(begin)

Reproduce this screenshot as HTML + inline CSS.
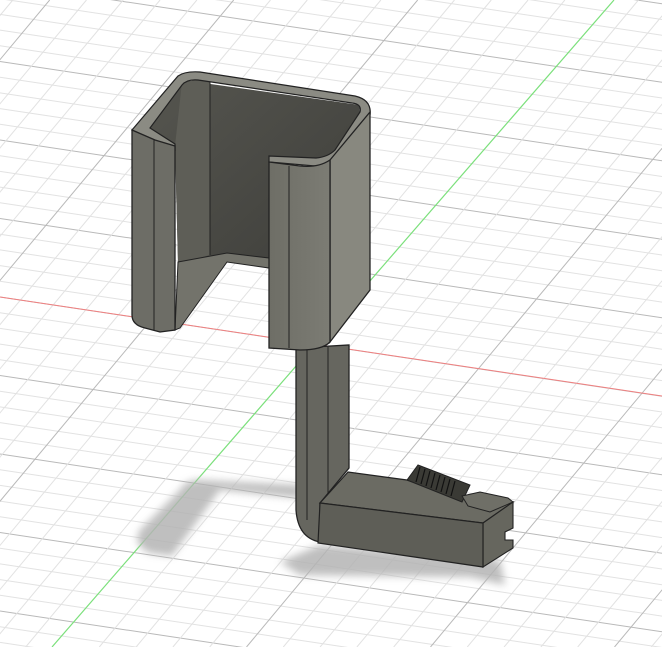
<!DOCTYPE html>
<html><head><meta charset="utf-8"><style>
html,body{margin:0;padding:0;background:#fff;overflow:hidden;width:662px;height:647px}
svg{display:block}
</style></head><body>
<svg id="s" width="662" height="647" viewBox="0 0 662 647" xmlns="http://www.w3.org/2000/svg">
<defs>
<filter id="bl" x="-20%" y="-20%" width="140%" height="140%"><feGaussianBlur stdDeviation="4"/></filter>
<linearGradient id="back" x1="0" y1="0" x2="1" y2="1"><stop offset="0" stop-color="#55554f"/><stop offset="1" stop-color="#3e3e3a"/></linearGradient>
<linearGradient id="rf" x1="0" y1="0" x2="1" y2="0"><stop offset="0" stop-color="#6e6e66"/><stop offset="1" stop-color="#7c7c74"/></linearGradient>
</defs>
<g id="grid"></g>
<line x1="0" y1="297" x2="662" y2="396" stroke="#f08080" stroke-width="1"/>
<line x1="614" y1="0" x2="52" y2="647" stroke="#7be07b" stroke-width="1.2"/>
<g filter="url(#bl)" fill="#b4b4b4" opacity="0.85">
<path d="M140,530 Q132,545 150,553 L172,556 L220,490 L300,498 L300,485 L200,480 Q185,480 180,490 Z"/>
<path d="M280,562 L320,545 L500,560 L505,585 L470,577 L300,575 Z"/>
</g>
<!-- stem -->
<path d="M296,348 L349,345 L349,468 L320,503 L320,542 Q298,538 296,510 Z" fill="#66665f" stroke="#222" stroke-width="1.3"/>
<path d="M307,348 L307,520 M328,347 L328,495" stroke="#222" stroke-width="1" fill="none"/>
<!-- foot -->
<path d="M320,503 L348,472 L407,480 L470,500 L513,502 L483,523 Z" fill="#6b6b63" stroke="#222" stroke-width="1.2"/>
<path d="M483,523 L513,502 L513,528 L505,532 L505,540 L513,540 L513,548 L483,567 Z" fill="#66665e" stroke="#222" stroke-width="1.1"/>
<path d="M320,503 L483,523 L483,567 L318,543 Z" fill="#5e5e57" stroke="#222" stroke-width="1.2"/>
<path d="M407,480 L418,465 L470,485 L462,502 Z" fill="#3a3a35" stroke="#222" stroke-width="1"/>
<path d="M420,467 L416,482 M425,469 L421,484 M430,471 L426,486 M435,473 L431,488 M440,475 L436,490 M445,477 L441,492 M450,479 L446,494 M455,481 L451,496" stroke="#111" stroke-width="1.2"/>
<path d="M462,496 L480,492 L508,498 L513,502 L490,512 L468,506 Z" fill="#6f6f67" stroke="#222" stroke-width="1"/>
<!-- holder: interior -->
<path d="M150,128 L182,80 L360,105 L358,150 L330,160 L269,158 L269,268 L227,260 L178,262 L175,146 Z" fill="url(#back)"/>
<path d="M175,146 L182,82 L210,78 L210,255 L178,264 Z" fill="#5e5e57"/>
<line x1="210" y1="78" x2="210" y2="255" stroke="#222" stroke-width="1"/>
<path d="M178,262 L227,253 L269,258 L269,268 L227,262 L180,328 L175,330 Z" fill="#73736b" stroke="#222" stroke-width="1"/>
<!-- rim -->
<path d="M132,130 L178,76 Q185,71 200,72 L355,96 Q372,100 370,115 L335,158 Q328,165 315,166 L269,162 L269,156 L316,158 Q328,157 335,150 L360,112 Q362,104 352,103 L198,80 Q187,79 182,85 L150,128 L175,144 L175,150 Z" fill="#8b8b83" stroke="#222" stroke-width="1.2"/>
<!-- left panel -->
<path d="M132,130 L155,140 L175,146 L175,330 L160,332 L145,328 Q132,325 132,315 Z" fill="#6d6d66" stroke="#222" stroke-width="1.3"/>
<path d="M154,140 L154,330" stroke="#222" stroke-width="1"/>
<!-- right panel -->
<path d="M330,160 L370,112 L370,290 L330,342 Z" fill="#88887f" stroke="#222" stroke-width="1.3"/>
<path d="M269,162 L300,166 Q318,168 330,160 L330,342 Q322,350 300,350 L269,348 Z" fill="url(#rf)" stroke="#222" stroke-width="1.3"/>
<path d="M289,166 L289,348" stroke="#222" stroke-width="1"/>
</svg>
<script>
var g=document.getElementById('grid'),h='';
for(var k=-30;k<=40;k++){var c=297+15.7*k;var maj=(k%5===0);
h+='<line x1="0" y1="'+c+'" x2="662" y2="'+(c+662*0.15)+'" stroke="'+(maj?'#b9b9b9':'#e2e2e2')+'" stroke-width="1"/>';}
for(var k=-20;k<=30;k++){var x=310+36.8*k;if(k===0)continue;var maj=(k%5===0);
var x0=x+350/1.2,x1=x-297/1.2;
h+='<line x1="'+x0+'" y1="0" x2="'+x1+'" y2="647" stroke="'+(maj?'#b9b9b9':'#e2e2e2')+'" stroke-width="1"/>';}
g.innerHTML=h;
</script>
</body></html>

(end)

▶ _What this task involves_
Copy each line above precisely, dropping the pictures.

▶ _Expected answer_
Reproduce this screenshot as HTML + inline CSS.
<!DOCTYPE html>
<html><head><meta charset="utf-8"><style>
html,body{margin:0;padding:0;background:#fff;overflow:hidden;width:662px;height:647px}
svg{display:block}
</style></head><body>
<svg id="s" width="662" height="647" viewBox="0 0 662 647" xmlns="http://www.w3.org/2000/svg">
<defs>
<filter id="bl" x="-20%" y="-20%" width="140%" height="140%"><feGaussianBlur stdDeviation="4"/></filter>
<linearGradient id="back" x1="0" y1="0" x2="1" y2="1"><stop offset="0" stop-color="#55554f"/><stop offset="1" stop-color="#3e3e3a"/></linearGradient>
<linearGradient id="rf" x1="0" y1="0" x2="1" y2="0"><stop offset="0" stop-color="#6e6e66"/><stop offset="1" stop-color="#7c7c74"/></linearGradient>
</defs>
<g id="grid"></g>
<line x1="0" y1="297" x2="662" y2="396" stroke="#f08080" stroke-width="1"/>
<line x1="614" y1="0" x2="52" y2="647" stroke="#7be07b" stroke-width="1.2"/>
<g filter="url(#bl)" fill="#b4b4b4" opacity="0.85">
<path d="M140,530 Q132,545 150,553 L172,556 L220,490 L300,498 L300,485 L200,480 Q185,480 180,490 Z"/>
<path d="M280,562 L320,545 L500,560 L505,585 L470,577 L300,575 Z"/>
</g>
<!-- stem -->
<path d="M296,348 L349,345 L349,468 L320,503 L320,542 Q298,538 296,510 Z" fill="#66665f" stroke="#222" stroke-width="1.3"/>
<path d="M307,348 L307,520 M328,347 L328,495" stroke="#222" stroke-width="1" fill="none"/>
<!-- foot -->
<path d="M320,503 L348,472 L407,480 L470,500 L513,502 L483,523 Z" fill="#6b6b63" stroke="#222" stroke-width="1.2"/>
<path d="M483,523 L513,502 L513,528 L505,532 L505,540 L513,540 L513,548 L483,567 Z" fill="#66665e" stroke="#222" stroke-width="1.1"/>
<path d="M320,503 L483,523 L483,567 L318,543 Z" fill="#5e5e57" stroke="#222" stroke-width="1.2"/>
<path d="M407,480 L418,465 L470,485 L462,502 Z" fill="#3a3a35" stroke="#222" stroke-width="1"/>
<path d="M420,467 L416,482 M425,469 L421,484 M430,471 L426,486 M435,473 L431,488 M440,475 L436,490 M445,477 L441,492 M450,479 L446,494 M455,481 L451,496" stroke="#111" stroke-width="1.2"/>
<path d="M462,496 L480,492 L508,498 L513,502 L490,512 L468,506 Z" fill="#6f6f67" stroke="#222" stroke-width="1"/>
<!-- holder: interior -->
<path d="M150,128 L182,80 L360,105 L358,150 L330,160 L269,158 L269,268 L227,260 L178,262 L175,146 Z" fill="url(#back)"/>
<path d="M175,146 L182,82 L210,78 L210,255 L178,264 Z" fill="#5e5e57"/>
<line x1="210" y1="78" x2="210" y2="255" stroke="#222" stroke-width="1"/>
<path d="M178,262 L227,253 L269,258 L269,268 L227,262 L180,328 L175,330 Z" fill="#73736b" stroke="#222" stroke-width="1"/>
<!-- rim -->
<path d="M132,130 L178,76 Q185,71 200,72 L355,96 Q372,100 370,115 L335,158 Q328,165 315,166 L269,162 L269,156 L316,158 Q328,157 335,150 L360,112 Q362,104 352,103 L198,80 Q187,79 182,85 L150,128 L175,144 L175,150 Z" fill="#8b8b83" stroke="#222" stroke-width="1.2"/>
<!-- left panel -->
<path d="M132,130 L155,140 L175,146 L175,330 L160,332 L145,328 Q132,325 132,315 Z" fill="#6d6d66" stroke="#222" stroke-width="1.3"/>
<path d="M154,140 L154,330" stroke="#222" stroke-width="1"/>
<!-- right panel -->
<path d="M330,160 L370,112 L370,290 L330,342 Z" fill="#88887f" stroke="#222" stroke-width="1.3"/>
<path d="M269,162 L300,166 Q318,168 330,160 L330,342 Q322,350 300,350 L269,348 Z" fill="url(#rf)" stroke="#222" stroke-width="1.3"/>
<path d="M289,166 L289,348" stroke="#222" stroke-width="1"/>
</svg>
<script>
var g=document.getElementById('grid'),h='';
for(var k=-30;k<=40;k++){var c=297+15.7*k;var maj=(k%5===0);
h+='<line x1="0" y1="'+c+'" x2="662" y2="'+(c+662*0.15)+'" stroke="'+(maj?'#b9b9b9':'#e2e2e2')+'" stroke-width="1"/>';}
for(var k=-20;k<=30;k++){var x=310+36.8*k;if(k===0)continue;var maj=(k%5===0);
var x0=x+350/1.2,x1=x-297/1.2;
h+='<line x1="'+x0+'" y1="0" x2="'+x1+'" y2="647" stroke="'+(maj?'#b9b9b9':'#e2e2e2')+'" stroke-width="1"/>';}
g.innerHTML=h;
</script>
</body></html>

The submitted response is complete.